Pemprov kabarnya juga sedang mendesign program THR untuk seluruh masyarakat faqir miskin di DKI. Program yang sama juga sedang direncanakan untuk umat non muslim. Inilah komitmen Anies-Sandi untuk bersikap adil bagi warganya. Memperlakukan rakyat secara sama, tanpa diskriminasi etnis dan agama. Ini adalah prinsip dan moralitas kepemimpinan.
Tidak hanya Gubernur, Wagub DKI juga mendorong setiap umat beragama berkomitmen terhadap agamanya. Komitmen kepada agama akan membantu masyarakat dalam membangun moralitas sosialnya. Seolah Wagub ingin mengatakan, orang yang baik beragamanya, akan baik pula dalam hubungan sosial dan kebangsaannya.

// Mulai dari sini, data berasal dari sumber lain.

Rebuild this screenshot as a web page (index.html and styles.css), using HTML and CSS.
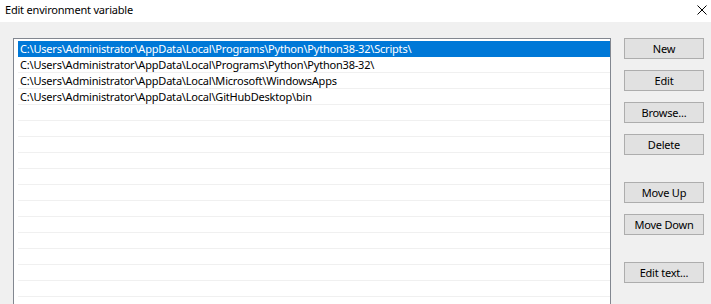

Makin jelas kontribusi kepada bangsa dan negaranya, itu salah satu indikator agamanya baik. Yang tidak baik adalah mengaku beragama, tapi tak berkontribusi kepada bangsa dan negara. Malah jadi beban dan ancaman bagi negara. Termasuk teroris dan koruptor? Nah, itu sudah tahu.

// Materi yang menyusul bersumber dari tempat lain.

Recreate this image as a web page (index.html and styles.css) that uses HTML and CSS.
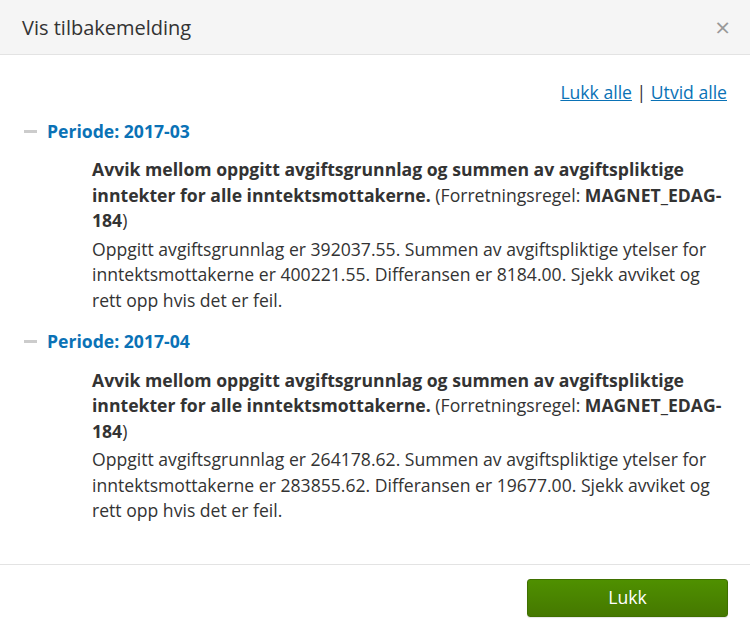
FILE: index.html
```html
<!DOCTYPE html>
<html lang="no">
<head>
    <meta charset="UTF-8">
    <meta name="viewport" content="width=device-width, initial-scale=1.0">
    <title>Vis tilbakemelding</title>
    <link rel="stylesheet" href="styles.css">
</head>
<body>

    <div class="modal">
        <div class="modalHeader">
            <h2 class="modalTitle">Vis tilbakemelding</h2>
            <button class="closeButton" aria-label="Lukk">&times;</button>
        </div>

        <div class="modalBody">
            <div class="toggleLinks">
                <a href="#">Lukk alle</a> <span class="sep">|</span> <a href="#">Utvid alle</a>
            </div>

            <div class="period">
                <div class="periodTitle"><span class="dash"></span>Periode: 2017-03</div>
                <div class="message">
                    <p class="messageTitle"><strong>Avvik mellom oppgitt avgiftsgrunnlag og summen av avgiftspliktige inntekter for alle inntektsmottakerne.</strong> (Forretningsregel: <strong>MAGNET_EDAG-184</strong>)</p>
                    <p class="messageText">Oppgitt avgiftsgrunnlag er 392037.55. Summen av avgiftspliktige ytelser for inntektsmottakerne er 400221.55. Differansen er 8184.00. Sjekk avviket og rett opp hvis det er feil.</p>
                </div>
            </div>

            <div class="period">
                <div class="periodTitle"><span class="dash"></span>Periode: 2017-04</div>
                <div class="message">
                    <p class="messageTitle"><strong>Avvik mellom oppgitt avgiftsgrunnlag og summen av avgiftspliktige inntekter for alle inntektsmottakerne.</strong> (Forretningsregel: <strong>MAGNET_EDAG-184</strong>)</p>
                    <p class="messageText">Oppgitt avgiftsgrunnlag er 264178.62. Summen av avgiftspliktige ytelser for inntektsmottakerne er 283855.62. Differansen er 19677.00. Sjekk avviket og rett opp hvis det er feil.</p>
                </div>
            </div>
        </div>

        <div class="modalFooter">
            <button class="primaryButton">Lukk</button>
        </div>
    </div>

</body>
</html>
```

FILE: styles.css
```css
body {
    font-family: 'Open Sans', sans-serif;
    margin: 0;
    padding: 0;
    background-color: #fff;
    color: #333;
}

.modal {
    width: 750px;
    height: 635px;
    display: flex;
    flex-direction: column;
}

.modalHeader {
    height: 55px;
    box-sizing: border-box;
    background-color: #f5f5f5;
    border-bottom: 1px solid #e3e3e3;
    display: flex;
    align-items: center;
    justify-content: space-between;
    padding: 0 20px 0 22px;
}

.modalTitle {
    margin: 0;
    font-size: 20px;
    font-weight: normal;
    color: #333;
}

.closeButton {
    background: none;
    border: none;
    padding: 0;
    font-family: 'Open Sans', sans-serif;
    font-size: 26px;
    line-height: 1;
    color: #999;
    cursor: pointer;
}

.modalBody {
    flex: 1;
    padding: 25px 23px 0 23px;
    font-size: 17.6px;
    line-height: 25.5px;
}

.toggleLinks {
    text-align: right;
    margin-bottom: 13px;
}

.toggleLinks a {
    color: #0a72b6;
}

.sep {
    color: #333;
}

.periodTitle {
    font-weight: bold;
    color: #0a72b6;
    display: flex;
    align-items: center;
}

.dash {
    width: 13px;
    height: 3px;
    background-color: #ccc;
    margin: 0 10px 0 1px;
}

.message {
    padding: 13px 0 0 69px;
    margin-bottom: 16px;
}

.message p {
    margin: 0;
}

.messageText {
    margin-top: 3px !important;
}

.modalFooter {
    border-top: 1px solid #e3e3e3;
    height: 71px;
    box-sizing: border-box;
    display: flex;
    justify-content: flex-end;
    align-items: flex-start;
    padding: 14px 22px 0 0;
}

.primaryButton {
    width: 201px;
    height: 38px;
    padding: 0 0 2px 0;
    border: 1px solid #3f7000;
    border-radius: 3px;
    background: linear-gradient(#4f9000, #457800);
    box-shadow: 0 1px 1px rgba(0, 0, 0, 0.1);
    color: #fff;
    font-family: 'Open Sans', sans-serif;
    font-size: 17.6px;
    cursor: pointer;
}
```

Wajah sosial-keagamaan nampaknya menjadi perhatian serius orang nomor satu dan dua DKI. Setelah agama seolah pernah absen beberapa waktu lalu dari ranah sosial dan publik.
Nyaris di bawah kepemimpinan DKI sebelumnya, tak ada tempat publik/terbuka yang diijinkan untuk ekspresi keberagamaan. Isra’ Mi’raj, Maulid Nabi, Paskah, bahkan penyembelihan hewan qurban tak boleh mengambil tempat publik. Alasan utamanya: kebersihan.
Kalau alasannya adalah kebersihan, maka yang dicegah mestinya bukan kegiatannya, tapi faktor yang menyebabkan berseraknya sampah.
Belajar dari 212 dan doa bersama untuk Al-Quds Palestina, No Sampah, No Injak Rumput, No Rusak Taman, No Desak-Desakan, No Kematian. Monas tetap bersih dan rapi. Ini bisa jadi contoh dan referensi yang bijak. Tanpa lagi melihat ini dari kaca mata agama dan politik. Tapi, sebuah keteladanan yang universal.
Tiga kriteria bagi wajah religius tampak berupaya diikhtiarkan oleh Anies-Sandi. Usaha yang layak disambut positif dan mendapat partisipasi warga Jakarta. Sebagai langkah awal, cukup bagus. Selanjutnya, mesti ada terobosan-terobosan keumatan yang lebih smart dan strategis. Pada akhirnya, program sosial-keagamaan yang didesign Anies-Sandi akan diukur sejauh mana kontribusinya terhadap komitmen kebangsaan dan kenegaraan warga DKI.